Redenominasi Rupiah Kembali Mengemuka, Kemenkeu Target RUU 2027: Wajib Belajar dari Zimbabwe dan Venezuela

Wamanews.id, 10 November 2025 – Wacana penerapan redenominasi atau penyederhanaan jumlah digit mata uang rupiah kembali menjadi agenda strategis pemerintah. Kementerian Keuangan (Kemenkeu) secara resmi memasukkan kebijakan ini, yang ditargetkan akan dituangkan dalam Rancangan Undang-Undang tentang Perubahan Harga Rupiah (RUU Redenominasi) dan rampung pada tahun 2027.
Langkah ini tertuang dalam Peraturan Menteri Keuangan (PMK) Nomor 70 Tahun 2025 tentang Rencana Strategis Kementerian Keuangan Tahun 2025-2029, yang diteken oleh Menteri Keuangan Purbaya Yudhi Sadewa pada Jumat (10/10/2025).
Rencana redenominasi sebenarnya telah bergulir sejak lama. Pada tahun 2010, Bank Indonesia (BI) di bawah Gubernur Darmin Nasution sempat menyusun jadwal besar penerapan redenominasi dalam jangka waktu 10 tahun, dengan harapan rupiah seutuhnya memiliki nilai nominal baru pada akhir 2020. Rencana ini urung terlaksana.
Pada tahun 2017, upaya sempat dihidupkan kembali ketika Menteri Keuangan Sri Mulyani Indrawati bersama Gubernur BI periode 2013-2018, Agus DW Martowardojo, mengajukan RUU Redenominasi Mata Uang secara resmi kepada Presiden Joko Widodo. Namun, pembahasan payung hukumnya tak pernah selesai hingga berakhirnya masa kerja DPR periode 2014-2019.
Setelah sempat absen dari Program Legislasi Nasional (Prolegnas) 2018 hingga 2020, rencana strategis ini kembali muncul di tengah pandemi Covid-19 melalui PMK Nomor 77/PMK.01/2020, dan kini kembali diperkuat melalui PMK 70/2025.
Pengamat sekaligus Analis mata uang Doo Financial Futures, Lukman Leong, mengatakan redenominasi rupiah memang berpeluang berdampak positif bagi Indonesia, terutama secara psikologi. Namun, ia mengingatkan bahwa kebijakan penyederhanaan digit ini tidak selalu berakhir sukses, dan Indonesia wajib belajar dari kasus kegagalan negara lain.
Menurut Lukman, dampak paling krusial yang harus diperhatikan oleh pemangku kepentingan adalah kesiapan sistem, terutama keuangan, perbankan, ATM, hingga akuntansi. Sektor-sektor tersebut perlu langsung mengadaptasi program mereka agar dapat berjalan secara benar.
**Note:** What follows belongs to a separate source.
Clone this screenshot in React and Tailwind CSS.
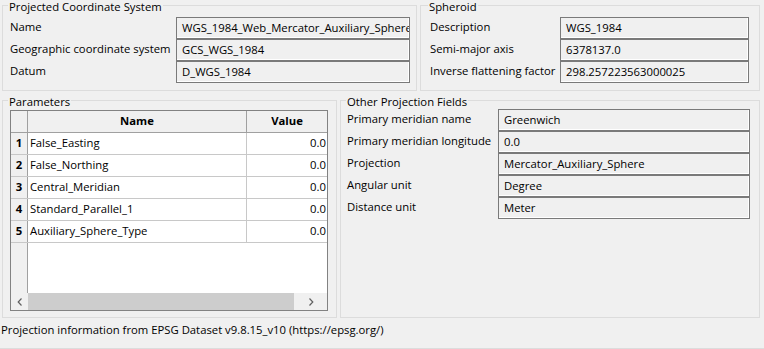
import React from 'react';

const font = { fontFamily: '"Segoe UI", "Open Sans", sans-serif' };

const Field = ({ children, className = '' }) => (
  <div className={`h-[22px] border border-[#7a7a7a] shadow-[inset_-1px_-1px_0_#ffffff] flex items-center px-[5px] whitespace-nowrap overflow-hidden ${className}`}>
    {children}
  </div>
);

const Group = ({ title, legendClass = 'ml-[5px]', className = '', children }) => (
  <fieldset className={`border border-[#dcdcdc] ${className}`}>
    <legend className={`px-[1px] pt-[2px] leading-[9px] ${legendClass}`}>{title}</legend>
    {children}
  </fieldset>
);

const params = [
  ['False_Easting', '0.0'],
  ['False_Northing', '0.0'],
  ['Central_Meridian', '0.0'],
  ['Standard_Parallel_1', '0.0'],
  ['Auxiliary_Sphere_Type', '0.0'],
];

const Chevron = ({ dir }) => (
  <svg width="6" height="8" viewBox="0 0 6 8" className="shrink-0">
    {dir === 'left' ? (
      <path d="M4.5 0.5 L1.2 4 L4.5 7.5" fill="none" stroke="#606060" strokeWidth="1.2" />
    ) : (
      <path d="M1.5 0.5 L4.8 4 L1.5 7.5" fill="none" stroke="#606060" strokeWidth="1.2" />
    )}
  </svg>
);

export default function App() {
  return (
    <div className="w-[764px] h-[349px] bg-[#f0f0f0] text-[11.3px] text-black overflow-hidden flex flex-col" style={font}>
      {/* top row */}
      <div className="flex pl-[2px] gap-[3px] h-[91px]">
        <Group title="Projected Coordinate System" className="w-[415px] h-[91px]">
          <div className="flex flex-col mt-[6px] pl-[7px]">
            {[
              ['Name', 'WGS_1984_Web_Mercator_Auxiliary_Sphere'],
              ['Geographic coordinate system', 'GCS_WGS_1984'],
              ['Datum', 'D_WGS_1984'],
            ].map(([label, value]) => (
              <div key={label} className="flex items-center">
                <div className="w-[166px] -mt-[2px]">{label}</div>
                <Field className="w-[234px]">{value}</Field>
              </div>
            ))}
          </div>
        </Group>
        <Group title="Spheroid" legendClass="ml-[7px]" className="w-[340px] h-[91px]">
          <div className="flex flex-col mt-[6px] pl-[9px]">
            {[
              ['Description', 'WGS_1984'],
              ['Semi-major axis', '6378137.0'],
              ['Inverse flattening factor', '298.257223563000025'],
            ].map(([label, value]) => (
              <div key={label} className="flex items-center">
                <div className="w-[130px] -mt-[2px]">{label}</div>
                <Field className="w-[189px]">{value}</Field>
              </div>
            ))}
          </div>
        </Group>
      </div>

      {/* bottom row */}
      <div className="flex pl-[2px] gap-[3px] mt-[4px] h-[223px]">
        <Group title="Parameters" className="w-[335px] h-[223px]">
          <div className="mt-[4px] ml-[7px] w-[318px] h-[201px] border border-[#828282] bg-white flex flex-col">
            <div className="grid grid-cols-[17px_219px_80px] h-[22px] bg-[#f0f0f0] border-b border-[#a0a0a0] font-bold">
              <div className="border-r border-[#a0a0a0]" />
              <div className="flex items-center justify-center border-r border-[#a0a0a0]">Name</div>
              <div className="flex items-center justify-center">Value</div>
            </div>
            <div className="flex-1 flex flex-col">
              {params.map(([name, value], i) => (
                <div key={name} className="grid grid-cols-[17px_219px_80px] h-[22px] border-b border-[#c8c8c8]">
                  <div className="bg-[#f0f0f0] border-r border-[#a0a0a0] flex items-center justify-center font-bold">{i + 1}</div>
                  <div className="flex items-center pl-[2px] border-r border-[#c8c8c8]">{name}</div>
                  <div className="flex items-center justify-end pr-[1px]">{value}</div>
                </div>
              ))}
              <div className="flex-1 flex">
                <div className="w-[17px] bg-[#f0f0f0] border-r border-[#a0a0a0]" />
              </div>
            </div>
            <div className="h-[17px] bg-[#f0f0f0] flex items-center">
              <div className="w-[17px] flex justify-center"><Chevron dir="left" /></div>
              <div className="w-[266px] h-[17px] bg-[#cdcdcd]" />
              <div className="flex-1 flex justify-center"><Chevron dir="right" /></div>
            </div>
          </div>
        </Group>
        <Group title="Other Projection Fields" className="w-[420px] h-[223px]">
          <div className="flex flex-col mt-[3px] pl-[6px]">
            {[
              ['Primary meridian name', 'Greenwich'],
              ['Primary meridian longitude', '0.0'],
              ['Projection', 'Mercator_Auxiliary_Sphere'],
              ['Angular unit', 'Degree'],
              ['Distance unit', 'Meter'],
            ].map(([label, value]) => (
              <div key={label} className="flex items-center">
                <div className="w-[151px] -mt-[2px]">{label}</div>
                <Field className="w-[252px]">{value}</Field>
              </div>
            ))}
          </div>
        </Group>
      </div>

      {/* status */}
      <div className="flex-1 flex items-center pl-[1px] pb-[6px] border-b border-[#dcdcdc]">
        Projection information from EPSG Dataset v9.8.15_v10 (https://epsg.org/)
      </div>
    </div>
  );
}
“Dengan itu perlu sosialisasi dan persiapan yang sangat baik atau sempura. Karna hal ini, sistem mesti langsung beralih secara serentak bersamaan agar tidak ada standar ganda yang bisa menimbulkan chaos,” terang Lukman Leong, Senin (10/11/2025).
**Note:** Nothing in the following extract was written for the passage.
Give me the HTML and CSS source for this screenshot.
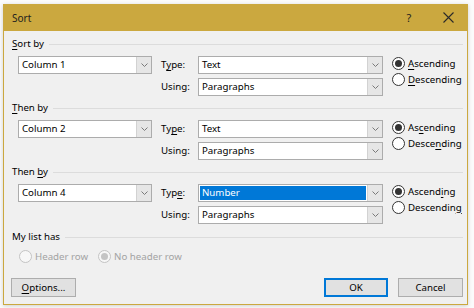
FILE: index.html
```html
<!DOCTYPE html>
<html>
<head>
<meta charset="utf-8">
<title>Sort</title>
<link rel="stylesheet" href="styles.css">
</head>
<body>
<div class="dialog">
  <div class="titlebar">
    <span class="title">Sort</span>
    <span class="help">?</span>
    <span class="close"><svg width="11" height="11" viewBox="0 0 11 11"><path d="M0.5 0.5 L10.5 10.5 M10.5 0.5 L0.5 10.5" stroke="#2a2a2a" stroke-width="1.1" fill="none"/></svg></span>
  </div>
  <div class="content">
    <div class="group">
      <div class="legend"><span><u>S</u>ort by</span><i class="rule"></i></div>
      <div class="rows">
        <div class="combo"><span class="val">Column 1</span><span class="arrow"><svg width="7" height="4" viewBox="0 0 7 4"><path d="M0.5 0.5 L3.5 3.5 L6.5 0.5" stroke="#7a7a7a" fill="none"/></svg></span></div>
        <span class="lbl">T<u>y</u>pe:</span>
        <div class="combo"><span class="val">Text</span><span class="arrow"><svg width="7" height="4" viewBox="0 0 7 4"><path d="M0.5 0.5 L3.5 3.5 L6.5 0.5" stroke="#7a7a7a" fill="none"/></svg></span></div>
        <div class="radios">
          <div class="radio"><span class="circle on"></span><span><u>A</u>scending</span></div>
          <div class="radio"><span class="circle"></span><span><u>D</u>escending</span></div>
        </div>
        <span class="lbl r2">Using:</span>
        <div class="combo r2"><span class="val">Paragraphs</span><span class="arrow"><svg width="7" height="4" viewBox="0 0 7 4"><path d="M0.5 0.5 L3.5 3.5 L6.5 0.5" stroke="#7a7a7a" fill="none"/></svg></span></div>
      </div>
    </div>

    <div class="group">
      <div class="legend"><span><u>T</u>hen by</span><i class="rule"></i></div>
      <div class="rows">
        <div class="combo"><span class="val">Column 2</span><span class="arrow"><svg width="7" height="4" viewBox="0 0 7 4"><path d="M0.5 0.5 L3.5 3.5 L6.5 0.5" stroke="#7a7a7a" fill="none"/></svg></span></div>
        <span class="lbl">Ty<u>p</u>e:</span>
        <div class="combo"><span class="val">Text</span><span class="arrow"><svg width="7" height="4" viewBox="0 0 7 4"><path d="M0.5 0.5 L3.5 3.5 L6.5 0.5" stroke="#7a7a7a" fill="none"/></svg></span></div>
        <div class="radios">
          <div class="radio"><span class="circle on"></span><span>As<u>c</u>ending</span></div>
          <div class="radio"><span class="circle"></span><span>Desce<u>n</u>ding</span></div>
        </div>
        <span class="lbl r2">Using:</span>
        <div class="combo r2"><span class="val">Paragraphs</span><span class="arrow"><svg width="7" height="4" viewBox="0 0 7 4"><path d="M0.5 0.5 L3.5 3.5 L6.5 0.5" stroke="#7a7a7a" fill="none"/></svg></span></div>
      </div>
    </div>

    <div class="group">
      <div class="legend"><span>Then <u>b</u>y</span><i class="rule"></i></div>
      <div class="rows">
        <div class="combo"><span class="val">Column 4</span><span class="arrow"><svg width="7" height="4" viewBox="0 0 7 4"><path d="M0.5 0.5 L3.5 3.5 L6.5 0.5" stroke="#7a7a7a" fill="none"/></svg></span></div>
        <span class="lbl">Typ<u>e</u>:</span>
        <div class="combo"><span class="val sel">Number</span><span class="arrow"><svg width="7" height="4" viewBox="0 0 7 4"><path d="M0.5 0.5 L3.5 3.5 L6.5 0.5" stroke="#7a7a7a" fill="none"/></svg></span></div>
        <div class="radios">
          <div class="radio"><span class="circle on"></span><span>Ascend<u>i</u>ng</span></div>
          <div class="radio"><span class="circle"></span><span>Descendin<u>g</u></span></div>
        </div>
        <span class="lbl r2">Using:</span>
        <div class="combo r2"><span class="val">Paragraphs</span><span class="arrow"><svg width="7" height="4" viewBox="0 0 7 4"><path d="M0.5 0.5 L3.5 3.5 L6.5 0.5" stroke="#7a7a7a" fill="none"/></svg></span></div>
      </div>
    </div>

    <div class="listhas">
      <div class="legend"><span>My list has</span><i class="rule"></i></div>
      <div class="hdr-radios">
        <div class="radio disabled"><span class="circle"></span><span>Header row</span></div>
        <div class="radio disabled"><span class="circle on"></span><span>No header row</span></div>
      </div>
    </div>

    <div class="buttons">
      <button class="btn options"><u>O</u>ptions...</button>
      <span class="spacer"></span>
      <button class="btn ok">OK</button>
      <button class="btn">Cancel</button>
    </div>
  </div>
</div>
</body>
</html>
```

FILE: styles.css
```css
html, body {
  margin: 0;
  padding: 0;
}
body {
  background: #fbfbfb;
  width: 474px;
  height: 308px;
  overflow: hidden;
  font-family: "Noto Sans", "Open Sans", sans-serif;
  font-size: 9.7px;
  color: #000;
}
.dialog {
  margin: 4px 0 0 3px;
  width: 465px;
  box-shadow: 0 1px 4px rgba(0,0,0,0.18);
}
.titlebar {
  height: 27px;
  background: #cba83f;
  display: flex;
  align-items: center;
  padding-left: 9px;
  box-sizing: border-box;
}
.title {
  flex: 1;
  font-size: 10px;
  color: #1e1e1e;
  padding-top: 1px;
}
.help {
  font-size: 11px;
  color: #1e1e1e;
  width: 12px;
  text-align: center;
  margin-right: 28px;
}
.close {
  display: flex;
  width: 11px;
  margin-right: 14px;
}
.content {
  background: #f0f0f0;
  border: 1px solid #cba83f;
  border-top: none;
  padding: 6px 4px 7px 8px;
}
.group {
  height: 64px;
}
.legend {
  display: flex;
  align-items: center;
  height: 14px;
  line-height: 14px;
  white-space: nowrap;
}
.rule {
  flex: 1;
  height: 1px;
  background: #dcdcdc;
  margin-left: 5px;
}
.rows {
  display: grid;
  grid-template-columns: 134px 46px 185px 1fr;
  grid-template-rows: 18px 18px;
  row-gap: 4px;
  margin-top: 5px;
  padding-left: 6px;
}
.r2 {
  grid-row: 2;
}
.lbl.r2 {
  grid-column: 2;
}
.combo.r2 {
  grid-column: 3;
}
.lbl {
  padding-left: 9px;
  line-height: 18px;
}
.combo {
  display: flex;
  background: #fff;
  border: 1px solid #acacac;
  box-sizing: border-box;
  height: 18px;
}
.val {
  flex: 1;
  padding-left: 3px;
  line-height: 16px;
  white-space: nowrap;
}
.val.sel {
  margin: 1px 1px 1px 1px;
  padding-left: 2px;
  line-height: 14px;
  background: #0078d7;
  color: #fff;
}
.arrow {
  width: 14px;
  margin: 0;
  background: #e6e6e6;
  border-left: 1px solid #d2d2d2;
  display: flex;
  align-items: center;
  justify-content: center;
}
.radios {
  grid-row: 1 / 3;
  grid-column: 4;
  padding-left: 9px;
  margin-top: -1px;
}
.radio {
  display: flex;
  align-items: center;
  height: 16px;
  white-space: nowrap;
}
.circle {
  width: 13px;
  height: 13px;
  box-sizing: border-box;
  border: 1px solid #333;
  border-radius: 50%;
  background: #fff;
  margin-right: 3px;
  display: flex;
  align-items: center;
  justify-content: center;
  flex: none;
}
.circle.on::after {
  content: "";
  width: 7px;
  height: 7px;
  border-radius: 50%;
  background: #333;
}
.radio.disabled {
  color: #a3a3a3;
}
.radio.disabled .circle {
  border-color: #c4c4c4;
  background: #f7f7f7;
}
.radio.disabled .circle.on::after {
  background: #c4c4c4;
}
.listhas .legend {
  margin-top: 1px;
}
.hdr-radios {
  display: flex;
  margin-top: 4px;
  padding-left: 7px;
  height: 16px;
}
.hdr-radios .radio + .radio {
  margin-left: 10px;
}
.buttons {
  display: flex;
  margin-top: 14px;
  margin-left: -1px;
}
.spacer {
  flex: 1;
}
.btn {
  font-family: inherit;
  font-size: inherit;
  color: #000;
  background: #e1e1e1;
  border: 1px solid #adadad;
  height: 19px;
  width: 65px;
  padding: 0;
  box-sizing: border-box;
  margin: 0;
}
.btn.ok {
  border: 2px solid #0078d7;
  width: 64px;
  margin-right: 10px;
}
u {
  text-decoration-thickness: 1px;
  text-underline-offset: 1.5px;
}
```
Lukman membeberkan bahwa ada beberapa negara yang dianggap sukses melakukan redenominasi, di antaranya adalah Turki, Brasil, dan Perancis.
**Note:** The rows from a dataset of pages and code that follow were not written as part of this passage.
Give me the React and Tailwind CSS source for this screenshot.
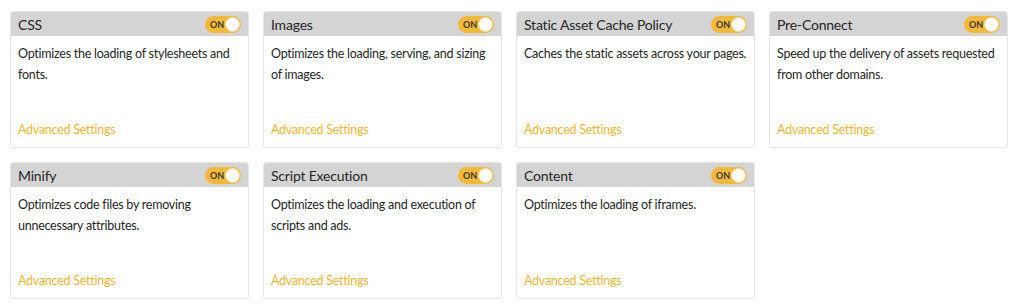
import React from 'react';

// lines are split as in the design so wrapping doesn't depend on font metrics
const modules = [
  { title: 'CSS', lines: ['Optimizes the loading of stylesheets and', 'fonts.'] },
  { title: 'Images', lines: ['Optimizes the loading, serving, and sizing', 'of images.'] },
  { title: 'Static Asset Cache Policy', lines: ['Caches the static assets across your pages.'] },
  { title: 'Pre-Connect', lines: ['Speed up the delivery of assets requested', 'from other domains.'] },
  { title: 'Minify', lines: ['Optimizes code files by removing', 'unnecessary attributes.'] },
  { title: 'Script Execution', lines: ['Optimizes the loading and execution of', 'scripts and ads.'] },
  { title: 'Content', lines: ['Optimizes the loading of iframes.'] },
];

function Toggle() {
  return (
    <div className="flex h-[17px] w-[36px] items-center rounded-full bg-[#f5b935] pl-[5px] pr-[1px]">
      <span className="text-[9px] font-bold leading-none text-[#3a3a3a]">ON</span>
      <span className="ml-auto h-[15px] w-[15px] rounded-full border border-[#e9d9a8] bg-white"></span>
    </div>
  );
}

function ModuleCard({ title, lines }) {
  return (
    <div className="flex h-[137px] flex-col overflow-hidden rounded-[3px] border border-[#e6e6e6] bg-white">
      <div className="flex h-[24px] items-center justify-between bg-[#d4d4d4] pl-[7px] pr-[7px]">
        <span className="text-[14px] tracking-[-0.2px] text-[#262626]">{title}</span>
        <Toggle />
      </div>
      <p className="whitespace-nowrap pl-[7px] pt-[7px] text-[12.5px] leading-[21px] tracking-[-0.25px] text-[#262626]">
        {lines.map((line, i) => (
          <span key={i} className="block">{line}</span>
        ))}
      </p>
      <a className="mt-auto mb-[7px] px-[7px] text-[12.5px] tracking-[-0.25px] text-[#f5b731]" href="#">
        Advanced Settings
      </a>
    </div>
  );
}

export default function App() {
  return (
    <div className="min-h-[308px] bg-white pl-[10px] pt-[11px] font-['Lato',sans-serif]">
      <div className="grid w-[998px] grid-cols-4 gap-[14px]">
        {modules.map((m) => (
          <ModuleCard key={m.title} {...m} />
        ))}
      </div>
    </div>
  );
}
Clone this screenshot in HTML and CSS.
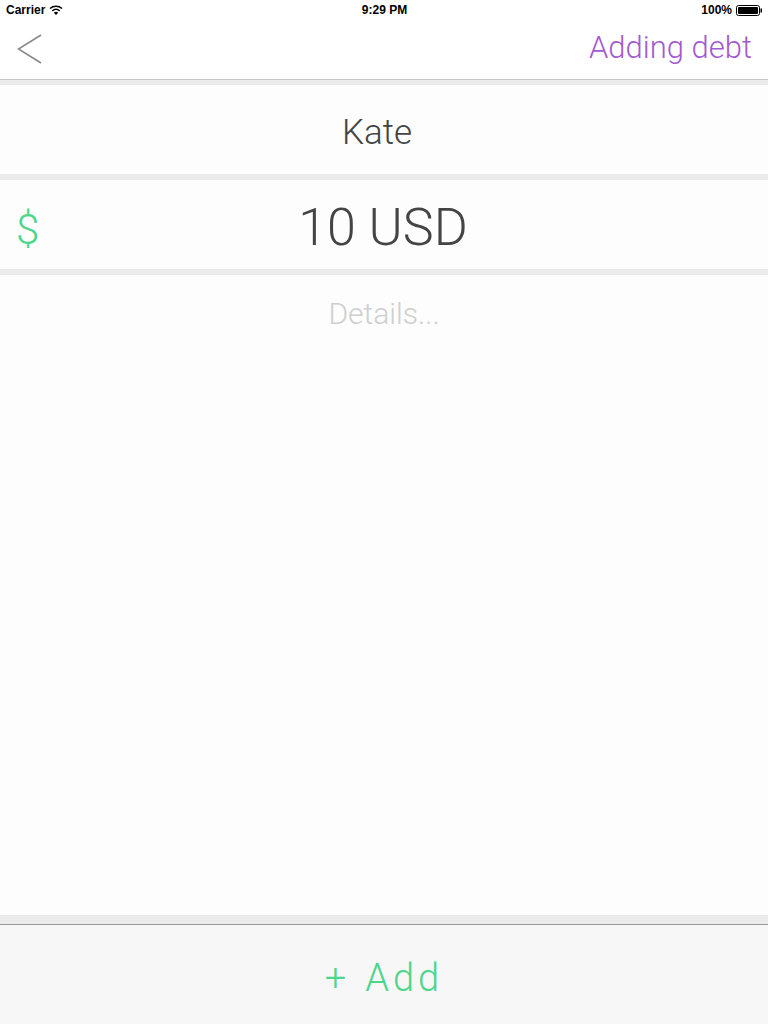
FILE: index.html
```html
<!DOCTYPE html>
<html lang="en">
<head>
  <meta charset="UTF-8" />
  <meta name="viewport" content="width=device-width, initial-scale=1.0"/>
  <title>Adding debt</title>
  <link rel="stylesheet" href="styles.css">
</head>
<body>
  <div class="status-bar">
    <div class="status-left">
      <span>Carrier</span>
      <svg class="wifi" width="14" height="10" viewBox="0 0 14 10">
        <path d="M1 3.5 A9 9 0 0 1 13 3.5" fill="none" stroke="#000" stroke-width="1.6"/>
        <path d="M3.3 5.8 A5.8 5.8 0 0 1 10.7 5.8" fill="none" stroke="#000" stroke-width="1.6"/>
        <path d="M7 10 L4.9 7.7 A3 3 0 0 1 9.1 7.7 Z" fill="#000"/>
      </svg>
    </div>
    <div class="status-time">9:29 PM</div>
    <div class="status-right">
      <span>100%</span>
      <svg width="27" height="11" viewBox="0 0 27 11">
        <rect x="0.5" y="0.5" width="23" height="10" rx="2" fill="none" stroke="#000"/>
        <rect x="2" y="2" width="20" height="7" rx="1" fill="#000"/>
        <rect x="24.5" y="3.5" width="1.5" height="4" fill="#000"/>
      </svg>
    </div>
  </div>

  <header class="nav-bar">
    <svg class="back" width="26" height="32" viewBox="0 0 26 32">
      <polyline points="24,2 1.5,16 24,30" fill="none" stroke="#8a8a8a" stroke-width="1.6"/>
    </svg>
    <div class="nav-title">Adding debt</div>
  </header>

  <div class="field name-field">Kate</div>
  <div class="field amount-field">
    <span class="currency">$</span>
    <span class="amount">10 USD</span>
  </div>
  <div class="details">Details...</div>

  <footer class="add-bar">
    <span class="plus">+</span>
    <span class="add">Add</span>
  </footer>
</body>
</html>
```

FILE: styles.css
```css
body {
  margin: 0;
  width: 768px;
  height: 1024px;
  display: flex;
  flex-direction: column;
  background: #ebebeb;
  font-family: Roboto, 'Open Sans', sans-serif;
  font-weight: 300;
  color: #444;
}
.status-bar {
  height: 20px;
  background: #fff;
  display: flex;
  align-items: center;
  justify-content: space-between;
  padding: 0 5px 0 6px;
  font-family: 'Liberation Sans', Arial, sans-serif;
  font-size: 12px;
  font-weight: bold;
  color: #000;
}
.status-left, .status-right {
  display: flex;
  align-items: center;
  gap: 4px;
  width: 120px;
}
.status-right {
  justify-content: flex-end;
}
.wifi {
  margin-top: -1px;
}
.nav-bar {
  height: 59px;
  background: #fff;
  border-bottom: 1px solid #c6c6c6;
  display: flex;
  align-items: center;
  justify-content: space-between;
  padding: 0 16px 0 17px;
  margin-bottom: 5px;
}
.back {
  margin-top: -2px;
}
.nav-title {
  font-size: 31px;
  color: #a45ad0;
  margin-top: -4px;
}
.field {
  height: 89px;
  background: #fdfdfd;
  display: flex;
  align-items: center;
  justify-content: center;
  margin-bottom: 6px;
  box-sizing: border-box;
}
.name-field {
  font-size: 35px;
  padding: 6px 14px 0 0;
}
.amount-field {
  position: relative;
  font-size: 52px;
  padding-top: 6px;
}
.amount {
  margin-left: -2px;
}
.currency {
  position: absolute;
  left: 16px;
  top: 25px;
  font-size: 42px;
  color: #4cd68a;
}
.details {
  flex: 1;
  background: #fdfdfd;
  text-align: center;
  font-size: 30px;
  color: #cfcfcf;
  padding-top: 21px;
  margin-bottom: 9px;
}
.add-bar {
  height: 100px;
  background: #f7f7f7;
  border-top: 1px solid #9a9a9a;
  display: flex;
  align-items: center;
  justify-content: center;
  gap: 19px;
  color: #4cd68a;
  font-size: 38px;
  padding-top: 6px;
  box-sizing: border-box;
}
.add {
  letter-spacing: 4px;
}
```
Sebaliknya, negara yang dinilai gagal melaksanakan redenominasi, yang harus menjadi pelajaran penting bagi Indonesia, adalah Zimbabwe, Venezuela, dan Argentina.
Kasus paling ekstrem adalah Zimbabwe, yang mengalami empat kali pergantian mata uang akibat hiperinflasi antara 2006–2009, dengan mata uang terakhir adalah dollar Zimbabwe ke-4. Kegagalan ini menunjukkan bahwa redenominasi yang dilakukan tanpa didukung oleh fundamental ekonomi yang kuat hanya akan menjadi siklus berulang pemotongan nilai nominal, bukan perbaikan daya beli.
Dengan kembali masuknya redenominasi dalam agenda strategis, pemerintah dituntut untuk tidak hanya fokus pada penetapan RUU, tetapi juga pada penyusunan persiapan teknis yang sempurna dan sosialisasi yang masif agar perubahan harga rupiah tidak menimbulkan kebingungan dan kekacauan sistemik.